Early adopters: Lendlease and AGL

A number of Australian companies such as Lendlease and AGL are informally adopting elements of non-financial reporting, according to Pauline Vamos, the CEO of Regnan Australia, which assesses environmental, social and corporate governance risks of ASX200 companies on behalf of institutional investors.

Lendlease moved to adopt the principles of Integrated Reporting a year ago, according to the AICD magazine Company Directors. For the annual report, this resulted in Lendlease reducing its reporting portfolio by two reports and  eliminating six weeks of report preparation and board and management time.

“We are seeing the best examples (of integrated reporting) in investor presentation packs. What they are doing is learning how to tell stories,” says Vamos, adding that accountants need to be more like investigative journalists to drill down into the non-financials.

This year the AGL AGM reflected a very clear strategy in the way they report, she adds. Some larger super funds such as Cbus and Vic Super have also adopted integrated reporting to set an example to the market and meet member expectations round communication of the fund strategy which is encouraged by the super regulator APRA (Australian Prudential Regulation Authority).

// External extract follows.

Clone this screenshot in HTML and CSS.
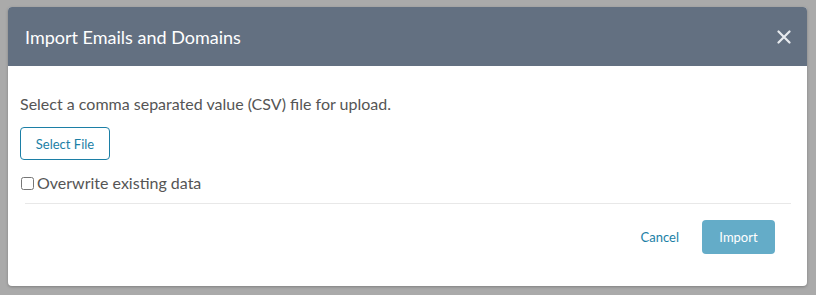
FILE: index.html
```html
<!DOCTYPE html>
<html lang="en">
  <head>
    <meta charset="UTF-8" />
    <meta name="viewport" content="width=device-width, initial-scale=1.0" />
    <title>Import Emails and Domains</title>
    <link rel="stylesheet" href="styles.css">
  </head>

  <body>
    <div class="modal">
      <div class="modal-header">
        <h2 class="modal-title">Import Emails and Domains</h2>
        <button class="close" aria-label="Close">
          <svg width="14" height="14" viewBox="0 0 14 14">
            <path d="M1.5 1.5 L12.5 12.5 M12.5 1.5 L1.5 12.5" stroke="#e8ebef" stroke-width="2.2" stroke-linecap="round" />
          </svg>
        </button>
      </div>
      <div class="modal-body">
        <p class="hint">Select a comma separated value (CSV) file for upload.</p>
        <button class="btn-outline">Select File</button>
        <label class="check">
          <input type="checkbox" />
          <span>Overwrite existing data</span>
        </label>
      </div>
      <div class="modal-footer">
        <button class="btn-link">Cancel</button>
        <button class="btn-primary">Import</button>
      </div>
    </div>
  </body>
</html>
```

FILE: styles.css
```css
* {
  box-sizing: border-box;
  padding: 0;
  margin: 0;
}
body {
  background: #aaaaaa;
  padding: 7px 9px 9px 8px;
  font-family: Lato, "Liberation Sans", sans-serif;
  height: 100vh;
}
.modal {
  width: 799px;
  height: 279px;
  background: white;
  border-radius: 4px;
  box-shadow: 0 1px 3px rgba(0, 0, 0, 0.25);
  overflow: hidden;
}
.modal-header {
  height: 59px;
  background: #637081;
  display: flex;
  align-items: center;
  justify-content: space-between;
  padding: 0 15px 0 17px;
}
.modal-title {
  color: white;
  font-size: 18px;
  font-weight: 400;
}
.close {
  background: none;
  border: none;
  width: 16px;
  height: 16px;
  display: flex;
  align-items: center;
  justify-content: center;
  cursor: pointer;
}
.modal-body {
  padding: 27px 12px 0 12px;
}
.hint {
  font-size: 16px;
  color: #555555;
  line-height: 22px;
}
.btn-outline {
  margin-top: 12px;
  width: 90px;
  height: 33px;
  border: 1px solid #1c7fa6;
  border-radius: 4px;
  background: white;
  color: #1c7fa6;
  font-family: inherit;
  font-size: 13px;
  cursor: pointer;
}
.check {
  display: flex;
  align-items: center;
  gap: 3px;
  margin-top: 12px;
  font-size: 16px;
  color: #555555;
  line-height: 22px;
}
.check input {
  width: 13px;
  height: 13px;
  margin: 0 0 0 1px;
}
.modal-footer {
  margin: 9px 16px 0 17px;
  border-top: 1px solid #e8e8e8;
  display: flex;
  justify-content: flex-end;
  align-items: center;
  gap: 23px;
  padding: 16px 16px 0 0;
}
.btn-link {
  background: none;
  border: none;
  color: #1c7fa6;
  font-family: inherit;
  font-size: 13px;
  cursor: pointer;
}
.btn-primary {
  width: 73px;
  height: 34px;
  border: none;
  border-radius: 4px;
  background: #64acc8;
  color: white;
  font-family: inherit;
  font-size: 13px;
  cursor: pointer;
}
```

There is now more pressure on funds to be active owners and to become more strategic and disclose that to members, she adds. 

ASX-listed Primary Health Care, whose business success relies on attracting and retaining health care professionals, is one company focusing on human capital in its reporting. Primary discloses material information on strategic changes to contracts, human capital spending trends, and tailored metrics on staff attraction and retention rates.

Overall in Australia, the trend towards Integrated Reporting is “a slow burn but is gathering momentum”, Vamos told the breakfast. 

(Main picture: Liz Prescott of the IIRC; Dr Dale Tweedie of Macquarie University; Karen McWilliams, CA ANZ Head of Ethics and Sustainability; Richard Howitt, IIRC CEO; Pauline Vamos, CEO Regnan.)